While the Galaxy S20 Ultra delivers an average performance for wideness and fairly good localizability in life videos and meeting room situations, localization and distance in selfie video recordings are once again impacted by the lack of high-end frequencies. Moreover, the memo app unfortunately records only in mono.

Volume

Samsung Galaxy S20 Ultra

72

88

Huawei Mate 30 Pro 5G

We test for both the nominal volume and the maximum level. Audio file loudness is good in most use cases, except in meeting room situations. In indoor scenarios, the overall loudness is noticeably lower.

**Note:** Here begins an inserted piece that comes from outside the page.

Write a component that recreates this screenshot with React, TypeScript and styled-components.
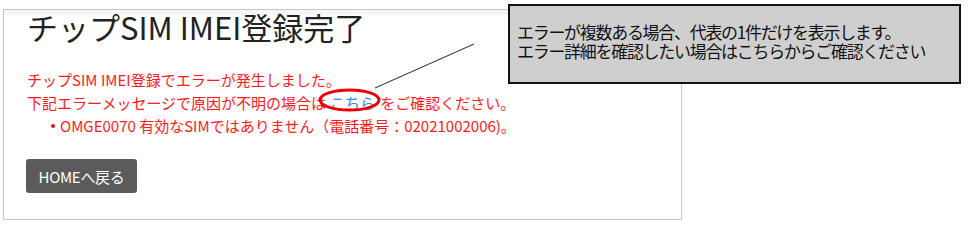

When recording a meeting, the loudness is lower than expected.

Here are a few of our measurements; as a reference, we expect loudness levels to be above -24 LUFS for recorded content:

Meeting Life Video Selfie Video Memo
-28 LUFS -20.7 LUFS -20.4 LUFS -22.9 LUFS

Artifacts

Samsung Galaxy S20 Ultra

74

82

Asus ROG Phone II

In quiet environments, the S20 Ultra background recordings are very clean. In high SPL scenarios, apart from excessive bass compression and occasional distortion, few artifacts are noticeable.

In quiet environments, background sound is clean.
Microphones are easily occluded when filming a selfie video or recording a memo.

Regrettably, the microphones are easy to occlude, particularly when filming a selfie video or recording a memo. When the user’s hands obstruct the receivers, a noise-cancelling algorithm kicks in, introducing spectral artifacts on voices.

Background

Samsung Galaxy S20 Ultra

37

58

Apple iPhone XS Max

The S20 Ultra does a good job of preserving the original tonal balance of the recorded background in life videos. However, when recording a selfie video, the lack of high-end is once again problematic, resulting in an unnatural background.

Conclusion

If the Samsung Galaxy S20 Ultra doesn’t outshine its strongest competitors in the audio area, it still delivers a very consistent, above-average performance. Volume is good, artifacts are well controlled, dynamics are generally respected, and timbre performance is good, whether in playback or recording. That all said, the memo app records in mono, and if you’re a fanatical selfie videographer, note that selfie videos suffer from a lack of treble, which impairs numerous audio attributes (tonal balance, attack, speech clarity, distance, natural background rendering).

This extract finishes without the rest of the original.